— Start of Given data —

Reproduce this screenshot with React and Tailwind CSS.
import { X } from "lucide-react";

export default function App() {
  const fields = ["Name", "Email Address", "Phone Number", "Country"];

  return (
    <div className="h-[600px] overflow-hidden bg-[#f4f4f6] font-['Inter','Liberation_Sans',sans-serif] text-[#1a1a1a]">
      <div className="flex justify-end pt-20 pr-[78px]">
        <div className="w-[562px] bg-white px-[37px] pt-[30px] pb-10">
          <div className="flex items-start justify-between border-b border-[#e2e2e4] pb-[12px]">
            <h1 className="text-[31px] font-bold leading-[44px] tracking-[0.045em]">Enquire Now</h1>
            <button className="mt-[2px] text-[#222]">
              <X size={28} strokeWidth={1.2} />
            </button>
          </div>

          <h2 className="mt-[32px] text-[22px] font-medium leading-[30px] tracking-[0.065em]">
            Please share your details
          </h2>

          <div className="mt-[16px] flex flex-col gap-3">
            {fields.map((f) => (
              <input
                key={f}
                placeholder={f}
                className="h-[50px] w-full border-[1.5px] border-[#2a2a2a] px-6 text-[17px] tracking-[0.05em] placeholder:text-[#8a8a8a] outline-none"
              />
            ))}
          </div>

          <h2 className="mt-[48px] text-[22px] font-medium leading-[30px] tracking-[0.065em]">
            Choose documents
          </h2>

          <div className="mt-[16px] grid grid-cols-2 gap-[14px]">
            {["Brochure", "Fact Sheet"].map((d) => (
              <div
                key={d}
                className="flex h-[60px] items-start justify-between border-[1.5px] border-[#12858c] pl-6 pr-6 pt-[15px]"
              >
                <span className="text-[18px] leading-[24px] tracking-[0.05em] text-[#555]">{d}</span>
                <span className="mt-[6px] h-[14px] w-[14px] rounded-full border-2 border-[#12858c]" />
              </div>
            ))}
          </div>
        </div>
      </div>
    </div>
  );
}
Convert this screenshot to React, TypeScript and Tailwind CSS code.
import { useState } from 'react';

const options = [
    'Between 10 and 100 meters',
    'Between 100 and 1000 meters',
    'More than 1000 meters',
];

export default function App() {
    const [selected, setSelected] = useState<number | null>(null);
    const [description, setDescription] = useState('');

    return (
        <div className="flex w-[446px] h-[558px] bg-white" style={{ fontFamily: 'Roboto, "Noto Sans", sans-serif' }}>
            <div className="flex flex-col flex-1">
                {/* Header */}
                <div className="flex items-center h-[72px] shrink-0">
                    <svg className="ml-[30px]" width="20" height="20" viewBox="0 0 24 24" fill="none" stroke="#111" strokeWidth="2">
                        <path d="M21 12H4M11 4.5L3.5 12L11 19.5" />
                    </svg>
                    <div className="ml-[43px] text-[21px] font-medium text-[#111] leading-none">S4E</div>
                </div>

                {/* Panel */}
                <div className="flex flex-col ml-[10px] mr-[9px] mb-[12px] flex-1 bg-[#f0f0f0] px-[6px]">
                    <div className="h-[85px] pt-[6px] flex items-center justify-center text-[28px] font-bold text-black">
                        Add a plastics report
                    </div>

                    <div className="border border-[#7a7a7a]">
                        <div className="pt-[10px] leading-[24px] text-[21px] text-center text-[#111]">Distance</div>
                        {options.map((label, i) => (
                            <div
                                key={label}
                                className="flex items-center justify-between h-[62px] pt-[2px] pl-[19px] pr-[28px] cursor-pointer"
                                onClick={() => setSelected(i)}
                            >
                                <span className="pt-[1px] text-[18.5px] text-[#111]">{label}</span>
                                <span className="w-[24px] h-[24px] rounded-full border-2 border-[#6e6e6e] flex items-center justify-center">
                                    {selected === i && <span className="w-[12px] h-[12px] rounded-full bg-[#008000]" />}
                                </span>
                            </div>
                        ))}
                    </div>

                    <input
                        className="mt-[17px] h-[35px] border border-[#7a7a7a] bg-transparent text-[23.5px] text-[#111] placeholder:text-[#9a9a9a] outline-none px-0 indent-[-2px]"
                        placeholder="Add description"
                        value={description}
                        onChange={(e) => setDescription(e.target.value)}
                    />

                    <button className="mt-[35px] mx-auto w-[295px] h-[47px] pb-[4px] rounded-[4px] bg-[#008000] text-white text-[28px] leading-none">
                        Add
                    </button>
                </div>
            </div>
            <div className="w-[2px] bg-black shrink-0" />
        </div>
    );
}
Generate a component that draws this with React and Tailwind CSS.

— End of Given data —

What you have to do = Pull out each record as written and restate it exactly.

Exercise answer =
Reproduce this screenshot with React and Tailwind CSS.
import { X } from "lucide-react";

export default function App() {
  const fields = ["Name", "Email Address", "Phone Number", "Country"];

  return (
    <div className="h-[600px] overflow-hidden bg-[#f4f4f6] font-['Inter','Liberation_Sans',sans-serif] text-[#1a1a1a]">
      <div className="flex justify-end pt-20 pr-[78px]">
        <div className="w-[562px] bg-white px-[37px] pt-[30px] pb-10">
          <div className="flex items-start justify-between border-b border-[#e2e2e4] pb-[12px]">
            <h1 className="text-[31px] font-bold leading-[44px] tracking-[0.045em]">Enquire Now</h1>
            <button className="mt-[2px] text-[#222]">
              <X size={28} strokeWidth={1.2} />
            </button>
          </div>

          <h2 className="mt-[32px] text-[22px] font-medium leading-[30px] tracking-[0.065em]">
            Please share your details
          </h2>

          <div className="mt-[16px] flex flex-col gap-3">
            {fields.map((f) => (
              <input
                key={f}
                placeholder={f}
                className="h-[50px] w-full border-[1.5px] border-[#2a2a2a] px-6 text-[17px] tracking-[0.05em] placeholder:text-[#8a8a8a] outline-none"
              />
            ))}
          </div>

          <h2 className="mt-[48px] text-[22px] font-medium leading-[30px] tracking-[0.065em]">
            Choose documents
          </h2>

          <div className="mt-[16px] grid grid-cols-2 gap-[14px]">
            {["Brochure", "Fact Sheet"].map((d) => (
              <div
                key={d}
                className="flex h-[60px] items-start justify-between border-[1.5px] border-[#12858c] pl-6 pr-6 pt-[15px]"
              >
                <span className="text-[18px] leading-[24px] tracking-[0.05em] text-[#555]">{d}</span>
                <span className="mt-[6px] h-[14px] w-[14px] rounded-full border-2 border-[#12858c]" />
              </div>
            ))}
          </div>
        </div>
      </div>
    </div>
  );
}
Convert this screenshot to React, TypeScript and Tailwind CSS code.
import { useState } from 'react';

const options = [
    'Between 10 and 100 meters',
    'Between 100 and 1000 meters',
    'More than 1000 meters',
];

export default function App() {
    const [selected, setSelected] = useState<number | null>(null);
    const [description, setDescription] = useState('');

    return (
        <div className="flex w-[446px] h-[558px] bg-white" style={{ fontFamily: 'Roboto, "Noto Sans", sans-serif' }}>
            <div className="flex flex-col flex-1">
                {/* Header */}
                <div className="flex items-center h-[72px] shrink-0">
                    <svg className="ml-[30px]" width="20" height="20" viewBox="0 0 24 24" fill="none" stroke="#111" strokeWidth="2">
                        <path d="M21 12H4M11 4.5L3.5 12L11 19.5" />
                    </svg>
                    <div className="ml-[43px] text-[21px] font-medium text-[#111] leading-none">S4E</div>
                </div>

                {/* Panel */}
                <div className="flex flex-col ml-[10px] mr-[9px] mb-[12px] flex-1 bg-[#f0f0f0] px-[6px]">
                    <div className="h-[85px] pt-[6px] flex items-center justify-center text-[28px] font-bold text-black">
                        Add a plastics report
                    </div>

                    <div className="border border-[#7a7a7a]">
                        <div className="pt-[10px] leading-[24px] text-[21px] text-center text-[#111]">Distance</div>
                        {options.map((label, i) => (
                            <div
                                key={label}
                                className="flex items-center justify-between h-[62px] pt-[2px] pl-[19px] pr-[28px] cursor-pointer"
                                onClick={() => setSelected(i)}
                            >
                                <span className="pt-[1px] text-[18.5px] text-[#111]">{label}</span>
                                <span className="w-[24px] h-[24px] rounded-full border-2 border-[#6e6e6e] flex items-center justify-center">
                                    {selected === i && <span className="w-[12px] h-[12px] rounded-full bg-[#008000]" />}
                                </span>
                            </div>
                        ))}
                    </div>

                    <input
                        className="mt-[17px] h-[35px] border border-[#7a7a7a] bg-transparent text-[23.5px] text-[#111] placeholder:text-[#9a9a9a] outline-none px-0 indent-[-2px]"
                        placeholder="Add description"
                        value={description}
                        onChange={(e) => setDescription(e.target.value)}
                    />

                    <button className="mt-[35px] mx-auto w-[295px] h-[47px] pb-[4px] rounded-[4px] bg-[#008000] text-white text-[28px] leading-none">
                        Add
                    </button>
                </div>
            </div>
            <div className="w-[2px] bg-black shrink-0" />
        </div>
    );
}
Generate a component that draws this with React and Tailwind CSS.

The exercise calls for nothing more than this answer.